Reception of the song is never a consideration. It’s usually do we like the song and enjoy playing it? I remember we did a Grateful Dead cover. And I didn’t have the Grateful Dead growing up as something I was aware of. But I do remember the 80s hit “Touch of Grey” which had a music video on MTV. When I brought it to the band, they said dude, that’s not one that the Dead fans really celebrate. So we picked it apart a little bit and rearranged it and reharmonized it and treated it like a jazz piece and it really worked. I dig it. I always loved the song. I think what we care about is does this stand up musically?
What were some of the hardest songs to arrange?

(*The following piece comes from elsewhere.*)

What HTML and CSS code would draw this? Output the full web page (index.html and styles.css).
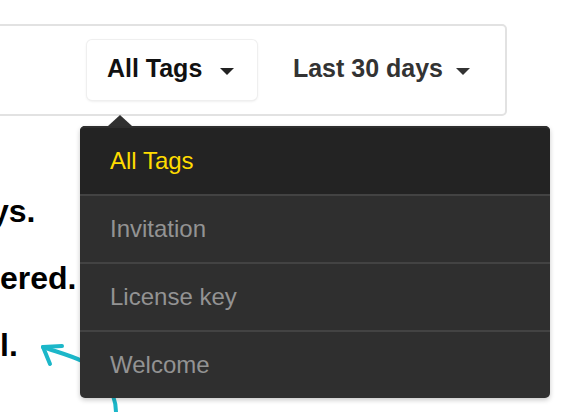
FILE: index.html
```html
<!DOCTYPE html>
<html lang="en">
<head>
<meta charset="utf-8">
<title>Tags filter</title>
<link rel="stylesheet" href="styles.css">
</head>
<body>
<div class="toolbar">
  <div class="filter filter-active">All Tags<span class="caret caret-a"></span></div>
  <div class="filter filter-plain">Last 30 days<span class="caret caret-b"></span></div>
</div>
<div class="copy">
  <p class="line line-1">ys.</p>
  <p class="line line-2">ered.</p>
  <p class="line line-3">l.</p>
</div>
<svg class="annotation" width="564" height="412" viewBox="0 0 564 412" aria-hidden="true">
  <path d="M43 347 C 62 354, 92 360, 104 378 C 112 390, 116 400, 116 412" fill="none" stroke="#1cb7c9" stroke-width="4" stroke-linecap="round"/>
  <path d="M62 346 L43 347 L50 364" fill="none" stroke="#1cb7c9" stroke-width="4" stroke-linecap="round" stroke-linejoin="round"/>
</svg>
<ul class="menu">
  <li class="menu-item menu-item-current">All Tags</li>
  <li class="menu-item">Invitation</li>
  <li class="menu-item">License key</li>
  <li class="menu-item">Welcome</li>
</ul>
</body>
</html>
```
FILE: styles.css
```css
html, body {
  margin: 0;
  padding: 0;
}
body {
  width: 564px;
  height: 412px;
  overflow: hidden;
  background: #fff;
  font-family: "Liberation Sans", Arial, Helvetica, sans-serif;
  position: relative;
}
.toolbar {
  box-sizing: border-box;
  margin-top: 24px;
  margin-left: -10px;
  width: 517px;
  height: 92px;
  border: 2px solid #e2e2e2;
  border-radius: 5px;
  display: flex;
  justify-content: flex-end;
  align-items: stretch;
  padding: 14px 14px 14px 0;
}
.filter {
  display: flex;
  align-items: center;
  font-size: 25px;
  font-weight: bold;
  padding-bottom: 4px;
  box-sizing: border-box;
  height: 60px;
  white-space: nowrap;
}
.filter-active {
  width: 170px;
  padding-left: 20px;
  color: #111;
  background: #fff;
  border-radius: 5px;
  box-shadow: 0 0 0 1px #efefef, 0 1px 3px rgba(0, 0, 0, 0.12);
}
.filter-plain {
  margin-left: 36px;
  padding-right: 21px;
  color: #333;
}
.caret {
  width: 0;
  height: 0;
  border-left: 7px solid transparent;
  border-right: 7px solid transparent;
  border-top: 7px solid currentColor;
  margin-top: 6px;
}
.caret-a {
  margin-left: 18px;
  color: #222;
}
.caret-b {
  margin-left: 13px;
  color: #333;
}
.copy {
  margin-top: 62px;
}
.line {
  margin: 0;
  font-size: 32px;
  font-weight: bold;
  line-height: 67px;
  color: #000;
  white-space: nowrap;
}
.line-1 { text-indent: -9px; }
.line-2 { text-indent: 0; }
.line-3 { text-indent: 0; }
.annotation {
  position: absolute;
  left: 0;
  top: 0;
}
.menu {
  position: absolute;
  left: 80px;
  top: 126px;
  width: 470px;
  margin: 0;
  padding: 0;
  list-style: none;
  background: #2f2f2f;
  border-radius: 5px;
  box-shadow: 0 2px 5px rgba(0, 0, 0, 0.22);
}
.menu::before {
  content: "";
  position: absolute;
  left: 28px;
  top: -11px;
  width: 0;
  height: 0;
  border-left: 12px solid transparent;
  border-right: 12px solid transparent;
  border-bottom: 11px solid #303030;
}
.menu-item {
  box-sizing: border-box;
  height: 68px;
  border-top: 2px solid #434343;
  padding-left: 30px;
  display: flex;
  align-items: center;
  font-size: 24px;
  color: #939393;
}
.menu-item-current {
  border-top: 2px solid #2e2e2e;
  background: #232323;
  color: #ffdc00;
  border-radius: 5px 5px 0 0;
}
```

One of the toughest songs was “Islands In The Stream” believe it or not. Because there’s not a lot that happens instrumentally. It’s about the (vocal) duet. And the thing that really made it work was digging in to the original. The Kenny Rogers album was produced by Barry Gibb. It’s a Bee Gees song. And on deeper listening, there are horn parts in the background and Barry Gibb sings this crazy high harmony part above Dolly Parton. You usually think it’s a duet, but it’s a trio! So once I dug into it I sang above Lauren Balthrop who sings Dolly’s part. It was a challenge. And we got some great players to do some of the horn parts, and it came alive for us.
Nostalgia is a huge part of how pop music is promoted and described in the culture. What do you guys think about how nostalgia is used or misused?

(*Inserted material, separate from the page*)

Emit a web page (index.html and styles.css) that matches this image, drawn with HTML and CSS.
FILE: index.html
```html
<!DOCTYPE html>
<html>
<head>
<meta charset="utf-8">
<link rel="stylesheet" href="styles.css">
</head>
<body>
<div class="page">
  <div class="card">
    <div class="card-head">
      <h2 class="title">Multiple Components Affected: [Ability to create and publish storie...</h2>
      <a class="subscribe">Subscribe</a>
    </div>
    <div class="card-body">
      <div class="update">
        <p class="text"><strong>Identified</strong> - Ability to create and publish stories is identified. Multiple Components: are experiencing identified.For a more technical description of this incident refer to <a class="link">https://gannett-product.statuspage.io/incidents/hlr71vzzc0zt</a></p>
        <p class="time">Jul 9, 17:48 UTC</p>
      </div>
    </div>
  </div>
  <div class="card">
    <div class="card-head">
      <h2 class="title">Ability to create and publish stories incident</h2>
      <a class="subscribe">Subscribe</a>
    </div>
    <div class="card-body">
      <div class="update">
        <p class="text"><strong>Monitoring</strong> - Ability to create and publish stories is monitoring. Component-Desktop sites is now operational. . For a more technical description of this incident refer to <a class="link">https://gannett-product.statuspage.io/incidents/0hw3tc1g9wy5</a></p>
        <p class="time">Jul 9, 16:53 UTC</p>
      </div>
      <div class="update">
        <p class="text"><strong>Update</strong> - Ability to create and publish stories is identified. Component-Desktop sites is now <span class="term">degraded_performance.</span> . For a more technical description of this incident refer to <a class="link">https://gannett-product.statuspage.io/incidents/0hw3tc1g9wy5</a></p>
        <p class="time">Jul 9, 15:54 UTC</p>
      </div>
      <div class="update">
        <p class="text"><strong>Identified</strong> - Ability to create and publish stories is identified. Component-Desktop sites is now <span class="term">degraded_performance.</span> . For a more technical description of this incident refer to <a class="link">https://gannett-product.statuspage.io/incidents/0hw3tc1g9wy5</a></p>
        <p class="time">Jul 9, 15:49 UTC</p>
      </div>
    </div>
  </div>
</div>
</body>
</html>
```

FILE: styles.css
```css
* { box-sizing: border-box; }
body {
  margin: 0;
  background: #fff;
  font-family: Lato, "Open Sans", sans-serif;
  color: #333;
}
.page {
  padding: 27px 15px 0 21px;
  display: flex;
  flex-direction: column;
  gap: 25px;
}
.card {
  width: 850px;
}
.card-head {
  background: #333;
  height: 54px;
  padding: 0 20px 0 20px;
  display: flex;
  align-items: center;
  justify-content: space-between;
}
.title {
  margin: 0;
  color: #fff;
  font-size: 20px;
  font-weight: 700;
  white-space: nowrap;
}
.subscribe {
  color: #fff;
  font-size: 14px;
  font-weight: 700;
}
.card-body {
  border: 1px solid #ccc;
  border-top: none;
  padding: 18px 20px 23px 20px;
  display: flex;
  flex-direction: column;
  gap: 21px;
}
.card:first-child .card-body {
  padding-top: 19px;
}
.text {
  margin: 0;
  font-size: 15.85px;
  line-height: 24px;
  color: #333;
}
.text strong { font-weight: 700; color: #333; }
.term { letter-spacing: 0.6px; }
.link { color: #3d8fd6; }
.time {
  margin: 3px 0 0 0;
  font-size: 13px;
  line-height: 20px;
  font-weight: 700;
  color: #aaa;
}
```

You see it across all popular culture. There are remakes of old movies. And there seems like a lack of people out on the forefront creating new stuff, at least stuff that’s making it past the filters to larger audiences. I think that made the difference in the old days. Bands like Devo were presented to the whole world by the tastemakers. And now it seems like the tastemakers have awful taste (laughs)! But I think in the Americana world, there are people who are definitely stuck in, you know, 1950s. If it’s not Bill Monroe or Flatt & Scruggs, it ain’t bluegrass. And we’ve gotten that critique. Nostalgia plays a big role for me. I want to feel those feelings. So I hope we’re going to be a band that writes music (as well). We’ve all done a lot of projects as songwriters. I’d like to apply our musicianship to some of that looking forward in addition to celebrating this music that we love.